▼

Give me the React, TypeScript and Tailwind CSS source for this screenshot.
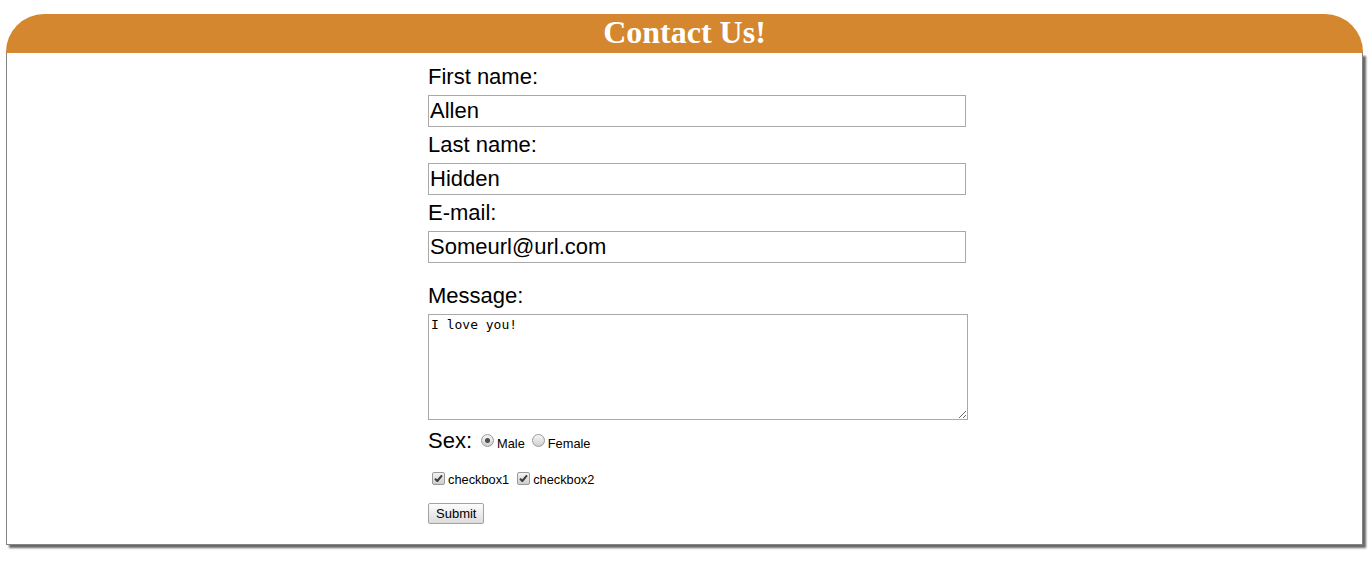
import React from 'react';

const textFields = [
  { id: 'first', label: 'First name:', value: 'Allen' },
  { id: 'last', label: 'Last name:', value: 'Hidden' },
  { id: 'email', label: 'E-mail:', value: 'Someurl@url.com' },
];

function Radio({ checked, label, name }: { checked?: boolean; label: string; name: string }) {
  return (
    <label className="flex items-center">
      <span className="relative w-[13px] h-[13px]">
        <input
          type="radio"
          name={name}
          defaultChecked={checked}
          className="appearance-none block w-[13px] h-[13px] rounded-full border border-[#9a9a9a] bg-linear-to-b from-[#f6f6f6] to-[#cfcfcf]"
        />
        {checked && (
          <span className="pointer-events-none absolute left-[4px] top-[4px] w-[5px] h-[5px] rounded-full bg-[#4d4d4d]" />
        )}
      </span>
      <span className="ml-[3px] text-[12.8px] mt-[7px]">{label}</span>
    </label>
  );
}

function Checkbox({ label }: { label: string }) {
  return (
    <label className="flex items-center">
      <span className="relative w-[13px] h-[13px]">
        <input
          type="checkbox"
          defaultChecked
          className="appearance-none block w-[13px] h-[13px] rounded-[2px] border border-[#9a9a9a] bg-linear-to-b from-[#f4f4f4] to-[#cdcdcd]"
        />
        <svg className="pointer-events-none absolute left-0 top-0" width="13" height="13" viewBox="0 0 13 13">
          <path d="M3 6.6 L5.3 9 L10 3.4" fill="none" stroke="#3c3c3c" strokeWidth="2" strokeLinejoin="round" />
        </svg>
      </span>
      <span className="ml-[3px] text-[12.8px] mt-[3px]">{label}</span>
    </label>
  );
}

export default function App() {
  return (
    <div className="bg-white min-h-screen pt-[14px] font-['Liberation_Sans',Arial,sans-serif] text-black">
      <div className="ml-[6px] mr-[8px]">
        {/* Header */}
        <div className="h-[39px] rounded-t-[38px] bg-[#d4872e] text-center">
          <h1 className="text-white font-bold text-[32px] leading-[37px] font-['Liberation_Serif','Times_New_Roman',serif]">
            Contact Us!
          </h1>
        </div>

        {/* Form body */}
        <div className="border-x border-b border-[#858585] shadow-[3px_3px_2px_rgba(0,0,0,0.6)] pt-[6px] pb-[20px] pl-[421px]">
          <form onSubmit={(e) => e.preventDefault()}>
            {textFields.map((field) => (
              <div key={field.id}>
                <label htmlFor={field.id} className="block mt-[5px] mb-[6px] text-[22px] leading-[25px]">
                  {field.label}
                </label>
                <input
                  id={field.id}
                  type="text"
                  defaultValue={field.value}
                  className="block w-[538px] h-[32px] px-[1px] pb-[2px] border border-[#a9a9a9] text-[22px] outline-none"
                />
              </div>
            ))}

            <label htmlFor="message" className="block mt-[20px] mb-[6px] text-[22px] leading-[25px]">
              Message:
            </label>
            <textarea
              id="message"
              defaultValue="I love you!"
              className="block w-[540px] h-[106px] p-[2px] border border-[#a9a9a9] text-[13px] leading-[15px] font-['DejaVu_Sans_Mono',monospace] outline-none"
            />

            {/* Sex */}
            <div className="flex items-center mt-[8px] h-[25px]">
              <span className="text-[22px] leading-[25px]">Sex:</span>
              <div className="ml-[9px] flex items-center gap-[7px] -mt-[1px]">
                <Radio name="sex" label="Male" checked />
                <Radio name="sex" label="Female" />
              </div>
            </div>

            {/* Checkboxes */}
            <div className="flex items-center gap-[8px] mt-[15px] h-[20px] pl-[4px]">
              <Checkbox label="checkbox1" />
              <Checkbox label="checkbox2" />
            </div>

            <button
              type="submit"
              className="block mt-[15px] h-[21px] px-[7px] text-[13px] border border-[#a3a3a3] rounded-[2px] bg-linear-to-b from-[#fdfdfd] to-[#dcdcdc]"
            >
              Submit
            </button>
          </form>
        </div>
      </div>
    </div>
  );
}
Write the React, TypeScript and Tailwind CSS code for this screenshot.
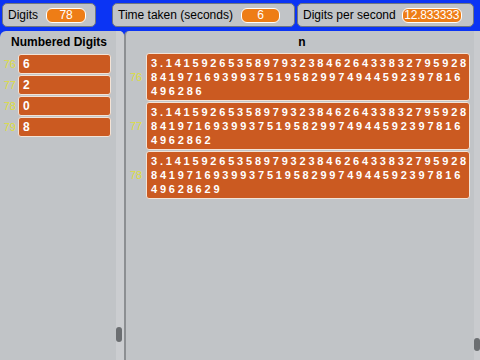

▲

### What needs to be done
Find the word "React" in the entries above and gather every line that holds it.

### Written solution
Give me the React, TypeScript and Tailwind CSS source for this screenshot.
import React from 'react';
Write the React, TypeScript and Tailwind CSS code for this screenshot.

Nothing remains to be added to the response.